One had to admire those who could work up some passion for their arguments and put them over with gusto.
"We have the power to stop this travesty, to pull the curtain on this theater of the absurd," said Robert Wexler (D-Fla.) with great emotion but to little apparent effect. He used the rhetorical refrain "What have we become?" several times, ending, as he was gaveled to silence, with "What have we become? I fear, our own worst enemies."
Edward Markey (D-Mass.), who's perhaps logged up as much TV time as anyone in the current Congress, was both pithy and powerful when he lamented, "We have become the laughingstock of the entire world because a sex scandal is being allowed to consume our tax dollars, our media, our judiciary and our opportunity to deal with the problems of ordinary families."
He also said "GOP" no longer stood for "Grand Old Party" but for "Get Our President." And indeed, most of the Republicans looked defiantly unswayable by even the most elegant logic or eloquent arguments.

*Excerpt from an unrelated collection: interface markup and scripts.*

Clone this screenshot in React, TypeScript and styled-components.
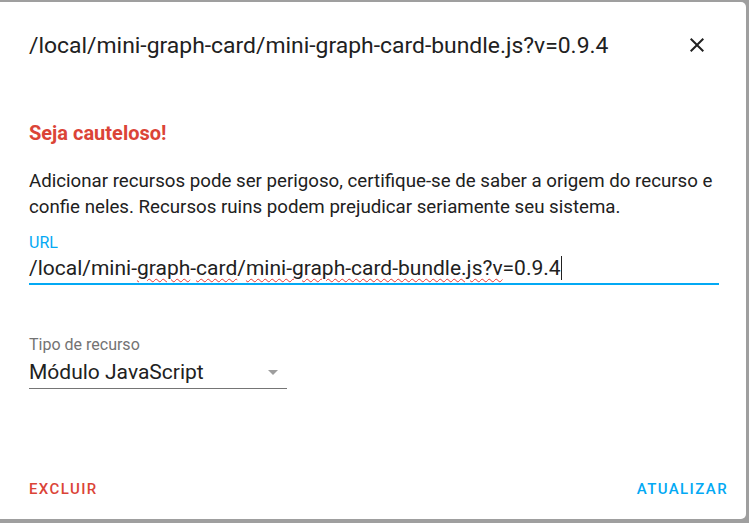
import styled, { createGlobalStyle } from 'styled-components'

const Global = createGlobalStyle`
  html, body {
    margin: 0;
    padding: 0;
    background: #9f9f9f;
    font-family: Roboto, "Noto Sans", sans-serif;
    overflow: hidden;
  }
`;

const Dialog = styled.div`
  box-sizing: border-box;
  width: 750px;
  height: 517px;
  margin: 2px 0 0 -4px;
  padding: 0 0 0 4px;
  background: #ffffff;
  border-radius: 5px;
  display: flex;
  flex-direction: column;
`;

const Header = styled.div`
  display: flex;
  align-items: center;
  justify-content: space-between;
  height: 86px;
  padding: 0 37px 0 29px;
`;

const Title = styled.h2`
  margin: 0;
  font-size: 22.9px;
  font-weight: 400;
  color: #212121;
`;

const CloseButton = styled.button`
  border: 0;
  background: none;
  padding: 0;
  width: 24px;
  height: 24px;
  color: #212121;
  display: flex;
  cursor: pointer;
`;

const Content = styled.div`
  flex: 1;
  padding: 33px 27px 0 29px;
`;

const Warning = styled.h3`
  margin: 0;
  font-size: 20px;
  font-weight: 700;
  color: #db4437;
  line-height: 24px;
`;

const Text = styled.p`
  margin: 23px 0 0;
  font-size: 18.7px;
  line-height: 26px;
  color: #212121;
`;

const Field = styled.div<{ $width?: string; $gap: number }>`
  width: ${p => p.$width || '100%'};
  margin-top: ${p => p.$gap}px;
  display: flex;
  flex-direction: column;
`;

const Label = styled.span<{ $focused?: boolean }>`
  font-size: 16px;
  line-height: 18px;
  color: ${p => (p.$focused ? '#03a9f4' : '#737373')};
`;

const Value = styled.div<{ $focused?: boolean }>`
  display: flex;
  align-items: center;
  justify-content: space-between;
  font-size: 21px;
  line-height: 28px;
  color: #212121;
  padding: ${p => (p.$focused ? '2px 0 1px' : '4px 0 2px')};
  border-bottom: ${p => (p.$focused ? '2px solid #03a9f4' : '1px solid #757575')};
`;

const Spell = styled.span`
  text-decoration: underline wavy #e53935;
  text-decoration-thickness: 1px;
  text-underline-offset: 3px;
`;

const Caret = styled.span`
  display: inline-block;
  width: 1px;
  height: 24px;
  background: #212121;
  vertical-align: -5px;
`;

const Arrow = styled.span`
  width: 0;
  height: 0;
  margin-right: 9px;
  border-left: 5px solid transparent;
  border-right: 5px solid transparent;
  border-top: 5px solid #9e9e9e;
`;

const Footer = styled.div`
  display: flex;
  justify-content: space-between;
  align-items: center;
  padding: 0 10px 13px 21px;
`;

const Action = styled.button<{ $color: string }>`
  border: 0;
  background: none;
  font-family: Roboto, "Noto Sans", sans-serif;
  font-size: 15px;
  line-height: 18px;
  font-weight: 500;
  letter-spacing: 1.4px;
  text-transform: uppercase;
  color: ${p => p.$color};
  padding: 8px;
  cursor: pointer;
`;

const App = () => {
  return (
    <>
      <Global />
      <Dialog>
        <Header>
          <Title>/local/mini-graph-card/mini-graph-card-bundle.js?v=0.9.4</Title>
          <CloseButton aria-label="Fechar">
            <svg width="24" height="24" viewBox="0 0 24 24">
              <path
                fill="currentColor"
                d="M19,6.41L17.59,5L12,10.59L6.41,5L5,6.41L10.59,12L5,17.59L6.41,19L12,13.41L17.59,19L19,17.59L13.41,12L19,6.41Z"
              />
            </svg>
          </CloseButton>
        </Header>
        <Content>
          <Warning>Seja cauteloso!</Warning>
          <Text>
            Adicionar recursos pode ser perigoso, certifique-se de saber a origem do recurso e confie neles. Recursos
            ruins podem prejudicar seriamente seu sistema.
          </Text>
          <Field $gap={14}>
            <Label $focused>URL</Label>
            <Value $focused>
              <span>
                /local/mini-<Spell>graph</Spell>-<Spell>card</Spell>/<Spell>mini-graph-card-bundle.js?v</Spell>=0.9.4
                <Caret />
              </span>
            </Value>
          </Field>
          <Field $width="258px" $gap={51}>
            <Label>Tipo de recurso</Label>
            <Value>
              <span>Módulo JavaScript</span>
              <Arrow />
            </Value>
          </Field>
        </Content>
        <Footer>
          <Action $color="#db4437">Excluir</Action>
          <Action $color="#03a9f4">Atualizar</Action>
        </Footer>
      </Dialog>
    </>
  );
}

export default App
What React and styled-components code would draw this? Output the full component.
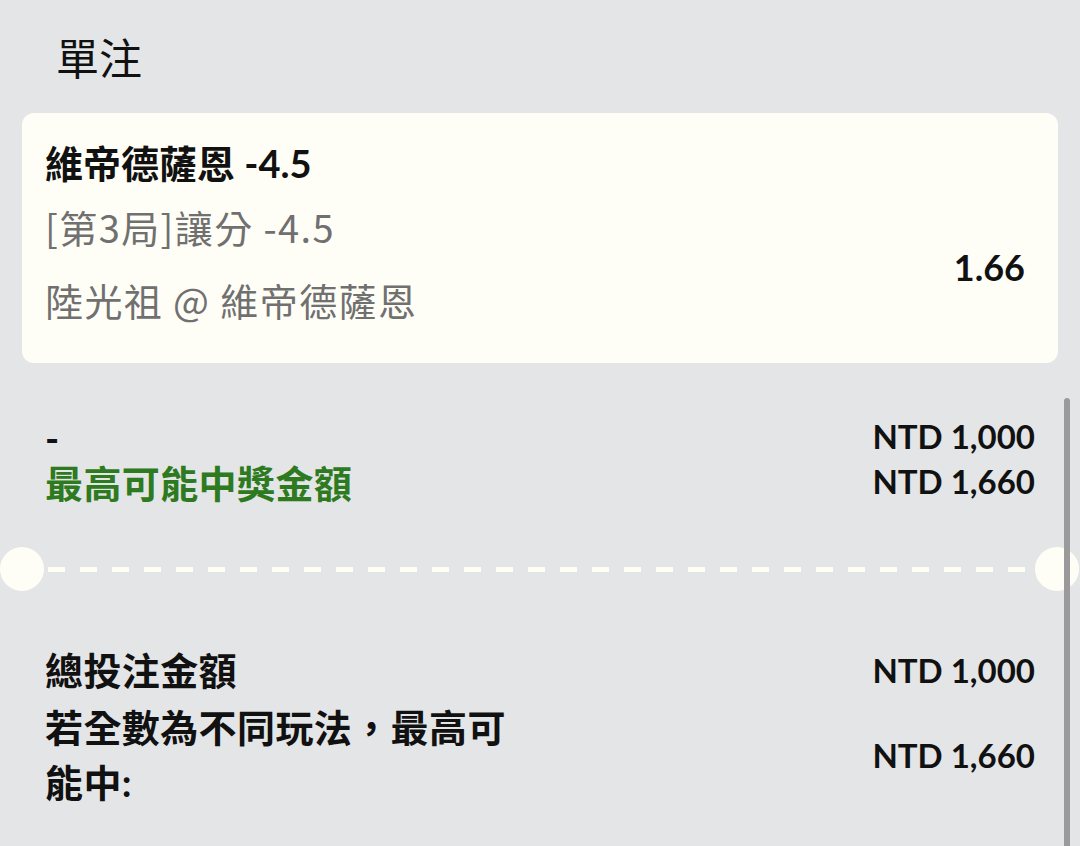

As if to punish the nation as well as its president, they reiterated and recycled argument after argument already put forward during the Judiciary Committee hearings.
And Arkansas's Hutchinson once again advanced the novel theory that while "perjury" is not included among the "high crimes and misdemeanors" that justify impeaching a president, well, darn it, it's a lot like bribery and bribery is one of those crimes! The mind boggles and, having boggled, goes into an advanced state of helpless hyperbogglement.
"I think that nearly all that could be said has been," said Rick Lazio (R-N.Y.) late in the day. He then proceeded to say much of it again. On and on it went, the world's longest mugging, with the conclusion of the debate and the actual vote scheduled to take place this morning. Anybody in much doubt about the outcome has to be either an optimist or a cluck, but we'll tune in anyway to watch it happen – and to wonder whether the world can get any more addled or muddled than it seems right here, right now.